Sotto la pioggia di Nardodipace, l’ultimo saluto a un comunista vero

Commozione e riconoscenza ai funerali di Antonio Demasi, ex sindaco e padre nobile del paese più povero d’Italia, che lottò una vita per la dignità della sua gente

La pioggia cadeva fitta, come se anche il cielo avesse deciso di piangere Antonio Demasi. A Nardodipace, il paese che per anni i giornali hanno definito “il più povero d’Italia”, oggi è calato un silenzio profondo. Nonostante l’acqua, nonostante il freddo, in tanti hanno voluto accompagnare la bara dell’ex sindaco lungo le strade del paese.

La politica come servizio

La politica come servizio

Davanti al Palazzo Municipale, luogo simbolo di tante battaglie amministrative, il suono struggente de “Il Silenzio” ha trafitto l’aria. Era il dono dei compagni di partito, un ultimo omaggio al “comunista vero” che aveva fatto della politica un servizio, mai un privilegio. La chiesa della Natività era gremita. Ad accoglierlo, tre parroci – don Biagio Cutullè, don Francesco Maiolo e don Vincenzo Maiolo – segno tangibile di una comunità unita nel dolore. Durante l’omelia, don Biagio ha ricordato ciò che ha sempre distinto Antonio Demasi: “La politica dovrebbe essere al servizio del bene comune, così come l’ha sempre intesa Antonio. Non fonte di inimicizie e divisioni”.

Il premio ai suoi parroci

Don Francesco Maiolo ha poi evocato un gesto emblematico: il Premio Cascella, che Demasi volle donare ai tre sacerdoti del paese, in riconoscimento del loro impegno nelle frazioni, tra la pioggia e la neve, portando non solo fede ma anche cultura nelle case dei nardodipacesi. A raccontare l’uomo dietro al sindaco è stato il genero, Francesco Tassone, che ha ripercorso le tappe di una vita spesa per la sua terra. Subito dopo l’alluvione degli anni Settanta, suo padre, il professor Salvatore Tassone, il dottor Cosmo Monteleone e Antonio Demasi, scelsero di restare, quando molti partivano. Andarono casa per casa, ascoltarono la gente, ne raccolsero le necessità. Poi vinsero le elezioni e, insieme, amministrarono Nardodipace per oltre trent’anni. Furono loro a ricostruire le frazioni distrutte, a ridare senso e dignità a un territorio ferito.

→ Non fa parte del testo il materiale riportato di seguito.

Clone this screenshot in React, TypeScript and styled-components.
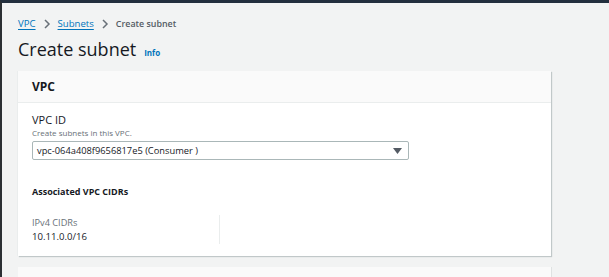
import React from 'react';
import styled, { createGlobalStyle } from 'styled-components';

const GlobalStyle = createGlobalStyle`
  html, body {
    margin: 0;
    padding: 0;
    background: #f2f3f3;
    font-family: "Open Sans", "Noto Sans", Arial, sans-serif;
    color: #16191f;
  }
`;

const Page = styled.div`
  width: 609px;
  height: 277px;
  overflow: hidden;
  box-sizing: border-box;
  border-top: 3px solid #232f3e;
  border-left: 2px solid #2b2f33;
  background: #f2f3f3;
`;

const Main = styled.div`
  width: 533px;
  padding: 13px 0 0 16px;
`;

const Breadcrumbs = styled.nav`
  display: flex;
  align-items: center;
  gap: 7px;
  font-size: 9.6px;
  line-height: 16px;
`;

const Crumb = styled.a`
  color: #0073bb;
  text-decoration: underline;
  text-underline-offset: 2px;
`;

const Current = styled.span`
  color: #545b64;
  font-weight: 600;
  font-size: 8.9px;
`;

const Chevron = styled.svg`
  width: 8px;
  height: 10px;
  stroke: #687078;
  stroke-width: 1.5;
  fill: none;
`;

const TitleRow = styled.div`
  display: flex;
  align-items: baseline;
  gap: 8px;
  margin-top: 5px;
`;

const Title = styled.h1`
  margin: 0;
  font-size: 18px;
  font-weight: 400;
  line-height: 24px;
`;

const InfoLink = styled.span`
  font-size: 8px;
  font-weight: 700;
  color: #0073bb;
`;

const Card = styled.section`
  margin-top: 10px;
  background: #fff;
  box-shadow: 1px 1px 1px 0 rgba(0, 28, 36, 0.2), -1px 0 0 0 #eaeded;
`;

const CardHeader = styled.div`
  background: #fafafa;
  border-bottom: 1px solid #eaeded;
  height: 31px;
  padding: 0 14px;
  display: flex;
  align-items: center;
  font-size: 12px;
  font-weight: 700;
`;

const CardBody = styled.div`
  padding: 10px 14px 12px;
`;

const Label = styled.div`
  font-size: 11px;
  line-height: 14px;
`;

const Hint = styled.div`
  font-size: 8px;
  line-height: 12px;
  color: #687078;
`;

const SelectBox = styled.div`
  margin-top: 2px;
  width: 377px;
  height: 19px;
  box-sizing: border-box;
  border: 1px solid #aab7b8;
  border-radius: 2px;
  padding: 0 6px 0 4px;
  display: flex;
  align-items: center;
  justify-content: space-between;
  font-size: 9.3px;
`;

const Caret = styled.svg`
  width: 9px;
  height: 6px;
  fill: #545b64;
`;

const SubHeading = styled.div`
  margin-top: 25px;
  font-size: 9px;
  line-height: 14px;
  font-weight: 700;
`;

const Columns = styled.div`
  display: grid;
  grid-template-columns: 188px 1fr;
  margin-top: 16px;
`;

const Column = styled.div<{ $divider?: boolean }>`
  padding: 1px 0 0;
  border-right: ${(p) => (p.$divider ? '1px solid #eaeded' : 'none')};
`;

const KeyLabel = styled.div`
  font-size: 9.2px;
  line-height: 14px;
  color: #687078;
`;

const Value = styled.div`
  font-size: 9.6px;
  line-height: 14px;
`;

const NextCard = styled.section`
  margin-top: 11px;
  height: 30px;
  background: #fafafa;
  box-shadow: 1px 0 0 0 #dfe2e2;
`;

function ChevronIcon() {
  return (
    <Chevron viewBox="0 0 8 10">
      <path d="M2 1l4 4-4 4" />
    </Chevron>
  );
}

export default function App() {
  return (
    <Page>
      <GlobalStyle />
      <Main>
        <Breadcrumbs>
          <Crumb>VPC</Crumb>
          <ChevronIcon />
          <Crumb>Subnets</Crumb>
          <ChevronIcon />
          <Current>Create subnet</Current>
        </Breadcrumbs>
        <TitleRow>
          <Title>Create subnet</Title>
          <InfoLink>Info</InfoLink>
        </TitleRow>
        <Card>
          <CardHeader>VPC</CardHeader>
          <CardBody>
            <Label>VPC ID</Label>
            <Hint>Create subnets in this VPC.</Hint>
            <SelectBox>
              <span>vpc-064a408f9656817e5 (Consumer )</span>
              <Caret viewBox="0 0 9 6">
                <path d="M0 0h9L4.5 6z" />
              </Caret>
            </SelectBox>
            <SubHeading>Associated VPC CIDRs</SubHeading>
            <Columns>
              <Column $divider>
                <KeyLabel>IPv4 CIDRs</KeyLabel>
                <Value>10.11.0.0/16</Value>
              </Column>
              <Column />
            </Columns>
          </CardBody>
        </Card>
        <NextCard />
      </Main>
    </Page>
  );
}
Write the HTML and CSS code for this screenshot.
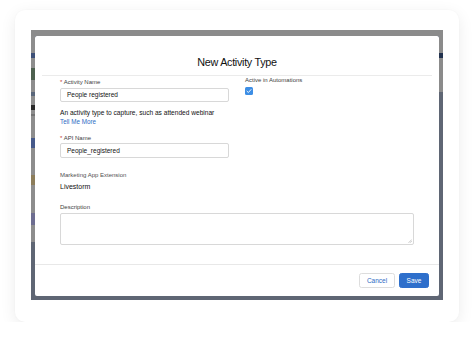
FILE: index.html
```html
<!DOCTYPE html>
<html lang="en">
<head>
<meta charset="utf-8">
<title>New Activity Type</title>
<link rel="stylesheet" href="styles.css">
</head>
<body>
<div class="card">
  <div class="frame">
    <div class="modal">
      <div class="modal-header">
        <h2 class="title">New Activity Type</h2>
      </div>
      <div class="modal-body">
        <div class="row">
          <div class="col-left">
            <div class="label"><span class="req">*</span> Activity Name</div>
            <div class="input">People registered</div>
            <div class="help">An activity type to capture, such as attended webinar</div>
            <a class="link">Tell Me More</a>
            <div class="label label-api"><span class="req">*</span> API Name</div>
            <div class="input input-api">People_registered</div>
            <div class="label label-ext">Marketing App Extension</div>
            <div class="value">Livestorm</div>
          </div>
          <div class="col-right">
            <div class="label label-active">Active in Automations</div>
            <div class="checkbox">
              <svg viewBox="0 0 8 8" width="8" height="8"><path d="M2 4.2 L3.4 5.5 L6 2.6" fill="none" stroke="#fff" stroke-width="0.9" stroke-linecap="round" stroke-linejoin="round"/></svg>
            </div>
          </div>
        </div>
        <div class="label label-desc">Description</div>
        <div class="textarea">
          <svg class="grip" viewBox="0 0 4 4" width="4" height="4"><path d="M0.5 3.8 L3.8 0.5 M2 3.8 L3.8 2" stroke="#999" stroke-width="0.5"/></svg>
        </div>
      </div>
      <div class="modal-footer">
        <button class="btn btn-neutral">Cancel</button>
        <button class="btn btn-brand">Save</button>
      </div>
    </div>
  </div>
</div>
</body>
</html>
```

FILE: styles.css
```css
* { box-sizing: border-box; }
html, body { margin: 0; padding: 0; background: #ffffff; }
body {
  font-family: "Liberation Sans", Arial, sans-serif;
  color: #181818;
  padding: 10px 15px 0 15px;
}
.card {
  width: 444px;
  height: 312px;
  background: #ffffff;
  border-radius: 10px;
  box-shadow: 0 4px 16px rgba(0,0,0,0.08), 0 0 2px rgba(0,0,0,0.03);
  padding: 20px 16px 22px 16px;
}
.frame {
  width: 412px;
  height: 270px;
  padding: 6px 4px 4px 4px;
  background-color: #5f6674;
  background-image:
    linear-gradient(#8b8b8b, #8b8b8b),
    linear-gradient(to bottom,
      #8d8d8d 0, #8d8d8d 23px, #3d5078 23px, #3d5078 28px,
      #8d8d8d 28px, #8d8d8d 38px, #4d604f 38px, #4d604f 50px,
      #8d8d8d 50px, #8d8d8d 62px, #59667a 62px, #59667a 66px,
      #8d8d8d 66px, #8d8d8d 75px, #2a2a2a 75px, #2a2a2a 80px,
      #8d8d8d 80px, #8d8d8d 84px, #737373 84px, #737373 86px,
      #8d8d8d 86px, #8d8d8d 108px, #46598a 108px, #46598a 118px,
      #8d8d8d 118px, #8d8d8d 145px, #8c7d5a 145px, #8c7d5a 155px,
      #8d8d8d 155px, #8d8d8d 183px, #6d6d90 183px, #6d6d90 195px,
      #8d8d8d 195px, #8d8d8d 212px, #5f6674 212px, #5f6674 100%),
    linear-gradient(to bottom,
      #8b8b8b 0, #8b8b8b 23px, #22324e 23px, #22324e 28px,
      #8b8b8b 28px, #8b8b8b 62px, #5f6674 62px, #5f6674 100%);
  background-size: 100% 6px, 4px 100%, 4px 100%;
  background-position: 0 0, 0 0, 100% 0;
  background-repeat: no-repeat;
}
.modal {
  width: 404px;
  height: 260px;
  background: #ffffff;
  border-radius: 2px;
  display: flex;
  flex-direction: column;
}
.modal-header {
  height: 40px;
  margin: 0 7px;
  border-bottom: 1px solid #ebebeb;
  display: flex;
  justify-content: center;
  align-items: flex-end;
  padding-bottom: 7px;
}
.title {
  margin: 0;
  font-size: 10.8px;
  font-weight: normal;
  line-height: 12px;
  letter-spacing: -0.3px;
  color: #111111;
}
.modal-body {
  flex: 1;
  padding: 2px 0 0 25px;
}
.row { display: flex; }
.col-left { width: 169px; display: flex; flex-direction: column; }
.col-right { margin-left: 16px; display: flex; flex-direction: column; }
.label {
  font-size: 6px;
  line-height: 8px;
  color: #3e3e3e;
}
.req { color: #c23934; }
.input {
  margin-top: 2px;
  height: 14px;
  border: 1px solid #d8d8d8;
  border-radius: 2px;
  font-size: 6.5px;
  line-height: 12px;
  padding-left: 6px;
  color: #111111;
}
.help {
  margin-top: 6px;
  font-size: 6.6px;
  line-height: 9px;
  color: #111111;
}
.link {
  font-size: 6.3px;
  line-height: 10px;
  color: #2d6bc4;
}
.label-api { margin-top: 7px; }
.input-api { margin-top: 1px; height: 15px; line-height: 13px; }
.label-ext { margin-top: 13px; color: #505050; }
.value {
  margin-top: 3px;
  font-size: 7px;
  line-height: 10px;
  color: #111111;
}
.label-active { margin-top: -2px; }
.checkbox {
  margin-top: 3px;
  width: 8px;
  height: 8px;
  border-radius: 1.5px;
  background: #3d8ee5;
  display: flex;
  align-items: center;
  justify-content: center;
}
.checkbox svg { display: block; }
.label-desc { margin-top: 11px; }
.textarea {
  margin-top: 2px;
  width: 354px;
  height: 32px;
  border: 1px solid #d8d8d8;
  border-radius: 2px;
  position: relative;
}
.grip { position: absolute; right: 1px; bottom: 1px; display: block; }
.modal-footer {
  height: 32px;
  border-top: 1px solid #e8e8e8;
  display: flex;
  justify-content: flex-end;
  align-items: center;
  gap: 4px;
  padding-right: 10px;
}
.btn {
  height: 15px;
  border-radius: 2.5px;
  font-family: "Liberation Sans", Arial, sans-serif;
  font-size: 6.5px;
  padding: 0;
  line-height: 13px;
}
.btn-neutral {
  width: 36px;
  background: #ffffff;
  border: 1px solid #dddddd;
  color: #2d6bc4;
}
.btn-brand {
  width: 30px;
  background: #2e6fcb;
  border: 1px solid #2e6fcb;
  color: #ffffff;
}
```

Lavoro e stabilità per i giovani

Demasi non amava vantarsi. Preferiva fare. Lottò per dare lavoro e stabilità a tanti cittadini, per garantire un futuro a chi voleva restare nella propria terra. Fu un amministratore rigoroso e generoso, capace di ricoprire con dedizione diversi incarichi nel Comune e negli enti provinciali di Vibo Valentia. Il ricordo più dolce, però, è arrivato dai suoi nipoti. “Erano stupiti – ha raccontato il genero – nel leggere i tanti articoli dedicati al nonno, scoprendo quanto grande fosse l’impronta che aveva lasciato”. Per loro, come per molti, era semplicemente un nonno affettuoso, un padre presente, un marito attento.

Il messaggio di Vito Teti

In chiusura della cerimonia, la nipote Bianca ha letto un messaggio inviato dal professore e scrittore Vito Teti, impossibilitato a partecipare. “Antonio Demasi è stato una persona speciale – ha scritto Teti -. Un uomo che mi onorò con la cittadinanza onoraria e che ha onorato il suo popolo con una vita intera di impegno, coraggio e amore per la sua comunità”

In silenzio e sotto la pioggia

Quando il feretro è uscito dalla chiesa, la pioggia era ancora lì. Ma sembrava meno pesante, quasi un battesimo collettivo, come se quel piccolo paese, nel cuore del Vibonese, avesse ritrovato per un istante il senso più alto delle sue radici: la dignità del lavoro, della solidarietà e della memoria. Antonio Demasi se n’è andato così, come ha vissuto: in silenzio, sotto la pioggia, ma accompagnato da un popolo intero.